#### INFORMATION SUPPLIED
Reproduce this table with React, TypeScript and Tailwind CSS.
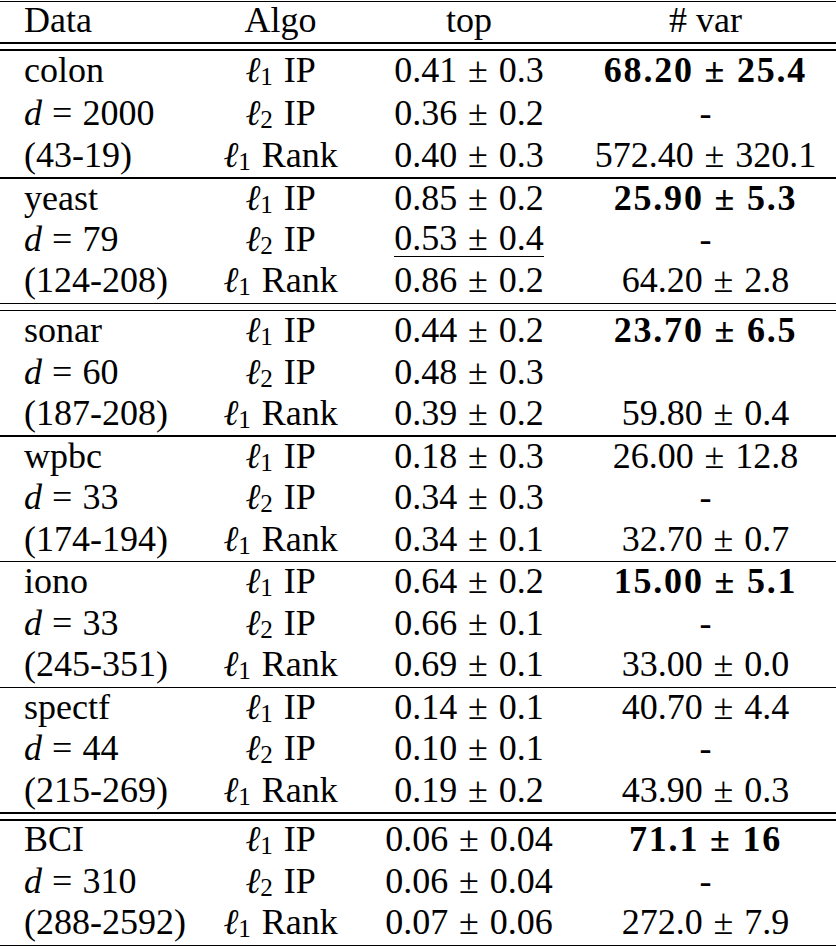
import React from 'react';

type Row = [React.ReactNode, React.ReactNode, React.ReactNode, React.ReactNode];

const Pm: React.FC<{ a: string; b: string; bold?: boolean }> = ({ a, b, bold }) => (
  <span className={bold ? 'font-bold tracking-[0.05em]' : ''}>
    {a}
    <span className="mx-[0.3em]">±</span>
    {b}
  </span>
);

const Ell: React.FC<{ n: number; label: string }> = ({ n, label }) => (
  <span>
    <span className="italic">ℓ</span>
    <sub className="text-[0.7em] relative top-[0.12em]">{n}</sub>
    <span className="ml-[0.3em]">{label}</span>
  </span>
);

const Dim: React.FC<{ n: number }> = ({ n }) => (
  <span>
    <span className="italic">d</span>
    <span className="mx-[0.28em]">=</span>
    {n}
  </span>
);

const Rule = () => <div className="h-[1.4px] bg-black" />;

const DoubleRule = () => (
  <>
    <Rule />
    <div className="h-[5.6px]" />
    <Rule />
  </>
);

const TableRow: React.FC<{ cells: Row; height: string }> = ({ cells, height }) => (
  <div className={`grid grid-cols-[198px_165px_212px_261px] items-end pb-[4.5px] leading-none ${height}`}>
    <div className="pl-[24px] whitespace-nowrap">{cells[0]}</div>
    <div className="text-center whitespace-nowrap">{cells[1]}</div>
    <div className="text-center whitespace-nowrap">{cells[2]}</div>
    <div className="text-center whitespace-nowrap">{cells[3]}</div>
  </div>
);

const block = (name: string, d: number, size: string, top: [string, string][], vars: React.ReactNode[]): Row[] => [
  [name, <Ell n={1} label="IP" />, <Pm a={top[0][0]} b={top[0][1]} />, vars[0]],
  [<Dim n={d} />, <Ell n={2} label="IP" />, <Pm a={top[1][0]} b={top[1][1]} />, vars[1]],
  [size, <Ell n={1} label="Rank" />, <Pm a={top[2][0]} b={top[2][1]} />, vars[2]],
];

const dash = '-';

const App: React.FC = () => {
  const colon = block('colon', 2000, '(43-19)', [['0.41', '0.3'], ['0.36', '0.2'], ['0.40', '0.3']], [
    <Pm a="68.20" b="25.4" bold />,
    dash,
    <Pm a="572.40" b="320.1" />,
  ]);

  const yeast: Row[] = [
    ['yeast', <Ell n={1} label="IP" />, <Pm a="0.85" b="0.2" />, <Pm a="25.90" b="5.3" bold />],
    [
      <Dim n={79} />,
      <Ell n={2} label="IP" />,
      <span className="inline-block border-b-[1.4px] border-black">
        <Pm a="0.53" b="0.4" />
      </span>,
      dash,
    ],
    ['(124-208)', <Ell n={1} label="Rank" />, <Pm a="0.86" b="0.2" />, <Pm a="64.20" b="2.8" />],
  ];

  const sonar = block('sonar', 60, '(187-208)', [['0.44', '0.2'], ['0.48', '0.3'], ['0.39', '0.2']], [
    <Pm a="23.70" b="6.5" bold />,
    '',
    <Pm a="59.80" b="0.4" />,
  ]);

  const wpbc = block('wpbc', 33, '(174-194)', [['0.18', '0.3'], ['0.34', '0.3'], ['0.34', '0.1']], [
    <Pm a="26.00" b="12.8" />,
    dash,
    <Pm a="32.70" b="0.7" />,
  ]);

  const iono = block('iono', 33, '(245-351)', [['0.64', '0.2'], ['0.66', '0.1'], ['0.69', '0.1']], [
    <Pm a="15.00" b="5.1" bold />,
    dash,
    <Pm a="33.00" b="0.0" />,
  ]);

  const spectf = block('spectf', 44, '(215-269)', [['0.14', '0.1'], ['0.10', '0.1'], ['0.19', '0.2']], [
    <Pm a="40.70" b="4.4" />,
    dash,
    <Pm a="43.90" b="0.3" />,
  ]);

  const bci = block('BCI', 310, '(288-2592)', [['0.06', '0.04'], ['0.06', '0.04'], ['0.07', '0.06']], [
    <Pm a="71.1" b="16" bold />,
    dash,
    <Pm a="272.0" b="7.9" />,
  ]);

  const renderRows = (rows: Row[], height: string) =>
    rows.map((r, i) => <TableRow key={i} cells={r} height={height} />);

  return (
    <div className="w-[836px] h-[950px] bg-white text-black text-[36px] pt-px font-['Liberation_Serif','DejaVu_Serif',serif]">
      <Rule />
      <TableRow cells={['Data', 'Algo', 'top', '# var']} height="h-[40px]" />
      <DoubleRule />
      {renderRows(colon, 'h-[42.2px]')}
      <Rule />
      {renderRows(yeast, 'h-[41.4px]')}
      <DoubleRule />
      {renderRows(sonar, 'h-[41.4px]')}
      <Rule />
      {renderRows(wpbc, 'h-[41.4px]')}
      <Rule />
      {renderRows(iono, 'h-[41.4px]')}
      <Rule />
      {renderRows(spectf, 'h-[41.4px]')}
      <DoubleRule />
      {renderRows(bci, 'h-[41.4px]')}
      <Rule />
    </div>
  );
};

export default App;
########
> _GIVEN REQUEST_
Quote everything in the listing above exactly; pictures are the only thing to omit.

> _ANSWER IN FULL_
Reproduce this table with React, TypeScript and Tailwind CSS.
import React from 'react';

type Row = [React.ReactNode, React.ReactNode, React.ReactNode, React.ReactNode];

const Pm: React.FC<{ a: string; b: string; bold?: boolean }> = ({ a, b, bold }) => (
  <span className={bold ? 'font-bold tracking-[0.05em]' : ''}>
    {a}
    <span className="mx-[0.3em]">±</span>
    {b}
  </span>
);

const Ell: React.FC<{ n: number; label: string }> = ({ n, label }) => (
  <span>
    <span className="italic">ℓ</span>
    <sub className="text-[0.7em] relative top-[0.12em]">{n}</sub>
    <span className="ml-[0.3em]">{label}</span>
  </span>
);

const Dim: React.FC<{ n: number }> = ({ n }) => (
  <span>
    <span className="italic">d</span>
    <span className="mx-[0.28em]">=</span>
    {n}
  </span>
);

const Rule = () => <div className="h-[1.4px] bg-black" />;

const DoubleRule = () => (
  <>
    <Rule />
    <div className="h-[5.6px]" />
    <Rule />
  </>
);

const TableRow: React.FC<{ cells: Row; height: string }> = ({ cells, height }) => (
  <div className={`grid grid-cols-[198px_165px_212px_261px] items-end pb-[4.5px] leading-none ${height}`}>
    <div className="pl-[24px] whitespace-nowrap">{cells[0]}</div>
    <div className="text-center whitespace-nowrap">{cells[1]}</div>
    <div className="text-center whitespace-nowrap">{cells[2]}</div>
    <div className="text-center whitespace-nowrap">{cells[3]}</div>
  </div>
);

const block = (name: string, d: number, size: string, top: [string, string][], vars: React.ReactNode[]): Row[] => [
  [name, <Ell n={1} label="IP" />, <Pm a={top[0][0]} b={top[0][1]} />, vars[0]],
  [<Dim n={d} />, <Ell n={2} label="IP" />, <Pm a={top[1][0]} b={top[1][1]} />, vars[1]],
  [size, <Ell n={1} label="Rank" />, <Pm a={top[2][0]} b={top[2][1]} />, vars[2]],
];

const dash = '-';

const App: React.FC = () => {
  const colon = block('colon', 2000, '(43-19)', [['0.41', '0.3'], ['0.36', '0.2'], ['0.40', '0.3']], [
    <Pm a="68.20" b="25.4" bold />,
    dash,
    <Pm a="572.40" b="320.1" />,
  ]);

  const yeast: Row[] = [
    ['yeast', <Ell n={1} label="IP" />, <Pm a="0.85" b="0.2" />, <Pm a="25.90" b="5.3" bold />],
    [
      <Dim n={79} />,
      <Ell n={2} label="IP" />,
      <span className="inline-block border-b-[1.4px] border-black">
        <Pm a="0.53" b="0.4" />
      </span>,
      dash,
    ],
    ['(124-208)', <Ell n={1} label="Rank" />, <Pm a="0.86" b="0.2" />, <Pm a="64.20" b="2.8" />],
  ];

  const sonar = block('sonar', 60, '(187-208)', [['0.44', '0.2'], ['0.48', '0.3'], ['0.39', '0.2']], [
    <Pm a="23.70" b="6.5" bold />,
    '',
    <Pm a="59.80" b="0.4" />,
  ]);

  const wpbc = block('wpbc', 33, '(174-194)', [['0.18', '0.3'], ['0.34', '0.3'], ['0.34', '0.1']], [
    <Pm a="26.00" b="12.8" />,
    dash,
    <Pm a="32.70" b="0.7" />,
  ]);

  const iono = block('iono', 33, '(245-351)', [['0.64', '0.2'], ['0.66', '0.1'], ['0.69', '0.1']], [
    <Pm a="15.00" b="5.1" bold />,
    dash,
    <Pm a="33.00" b="0.0" />,
  ]);

  const spectf = block('spectf', 44, '(215-269)', [['0.14', '0.1'], ['0.10', '0.1'], ['0.19', '0.2']], [
    <Pm a="40.70" b="4.4" />,
    dash,
    <Pm a="43.90" b="0.3" />,
  ]);

  const bci = block('BCI', 310, '(288-2592)', [['0.06', '0.04'], ['0.06', '0.04'], ['0.07', '0.06']], [
    <Pm a="71.1" b="16" bold />,
    dash,
    <Pm a="272.0" b="7.9" />,
  ]);

  const renderRows = (rows: Row[], height: string) =>
    rows.map((r, i) => <TableRow key={i} cells={r} height={height} />);

  return (
    <div className="w-[836px] h-[950px] bg-white text-black text-[36px] pt-px font-['Liberation_Serif','DejaVu_Serif',serif]">
      <Rule />
      <TableRow cells={['Data', 'Algo', 'top', '# var']} height="h-[40px]" />
      <DoubleRule />
      {renderRows(colon, 'h-[42.2px]')}
      <Rule />
      {renderRows(yeast, 'h-[41.4px]')}
      <DoubleRule />
      {renderRows(sonar, 'h-[41.4px]')}
      <Rule />
      {renderRows(wpbc, 'h-[41.4px]')}
      <Rule />
      {renderRows(iono, 'h-[41.4px]')}
      <Rule />
      {renderRows(spectf, 'h-[41.4px]')}
      <DoubleRule />
      {renderRows(bci, 'h-[41.4px]')}
      <Rule />
    </div>
  );
};

export default App;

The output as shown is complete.